╭─ DATA

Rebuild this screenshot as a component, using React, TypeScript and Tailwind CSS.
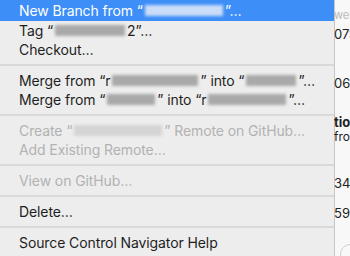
import React from "react";

type Item = {
  parts: (string | number)[];
  disabled?: boolean;
  active?: boolean;
};

// numbers in parts are blurred (redacted) spans of that width
const groups: Item[][] = [
  [
    { parts: ["New Branch from \u201c", 78, "\u201d\u2026"], active: true },
    { parts: ["Tag \u201c", 70, "2\u201d\u2026"] },
    { parts: ["Checkout\u2026"] },
  ],
  [
    { parts: ["Merge from \u201cr", 86, "\u201d into \u201c", 50, "\u201d\u2026"] },
    { parts: ["Merge from \u201c", 48, "\u201d into \u201cr", 78, "\u201d\u2026"] },
  ],
  [
    { parts: ["Create \u201c", 88, "\u201d Remote on GitHub\u2026"], disabled: true },
    { parts: ["Add Existing Remote\u2026"], disabled: true },
  ],
  [{ parts: ["View on GitHub\u2026"], disabled: true }],
  [{ parts: ["Delete\u2026"] }],
  [{ parts: ["Source Control Navigator Help"] }],
];

function Redacted({ w, active, disabled }: { w: number; active?: boolean; disabled?: boolean }) {
  const tone = active ? "bg-[#c9dcf8]" : disabled ? "bg-[#d4d4d4]" : "bg-[#a9a9a9]";
  return (
    <span
      className={`inline-block h-[11px] mx-[2px] align-middle blur-[1.5px] ${tone}`}
      style={{ width: w }}
    />
  );
}

function Row({ item, first }: { item: Item; first?: boolean }) {
  const color = item.active
    ? "bg-[#3d8ef6] text-white"
    : item.disabled
    ? "text-[#b2b2b2]"
    : "text-[#1e1e1e]";
  return (
    <div className={`flex items-center pl-[19px] whitespace-nowrap ${first ? "h-[21px]" : "h-[19px]"} ${color}`}>
      {item.parts.map((p, i) =>
        typeof p === "number" ? (
          <Redacted key={i} w={p} active={item.active} disabled={item.disabled} />
        ) : (
          <span key={i}>{p}</span>
        )
      )}
    </div>
  );
}

export default function App() {
  return (
    <div className="w-[350px] h-[256px] flex overflow-hidden bg-[#f8f8f8] font-['Inter',sans-serif]">
      <div className="w-[335px] shrink-0 bg-[#ededed] border-r border-[#c6c6c6] text-[14px] tracking-[-0.1px]">
        {groups.map((g, gi) => (
          <div key={gi}>
            {gi > 0 && (
              <div className="h-[12px] flex items-center">
                <div className="w-full h-[2px] bg-[#d9d9d9]" />
              </div>
            )}
            {g.map((item, ii) => (
              <Row key={ii} item={item} first={gi === 0 && ii === 0} />
            ))}
          </div>
        ))}
      </div>
      <div className="flex-1 overflow-hidden text-[13px] text-[#222] leading-none -ml-[1px]">
        <div className="mt-[10px] text-[11px] text-[#b8b8b8]">welc</div>
        <div className="mt-[7px]">07:</div>
        <div className="mt-[36px]">06:</div>
        <div className="mt-[26px] font-bold">tion</div>
        <div className="mt-[2px] text-[12px]">fro</div>
        <div className="mt-[34px]">34:</div>
        <div className="mt-[17px]">59:</div>
        <div className="mt-[24px] ml-[6px] w-[20px] h-[20px] rounded-full border border-[#cfcfcf]" />
      </div>
    </div>
  );
}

╰─

-- PROBLEM DESCRIPTION --
Of the lines above, how many include the word "React"? Reply with the number alone.

-- REPLY TO THE EXERCISE --
2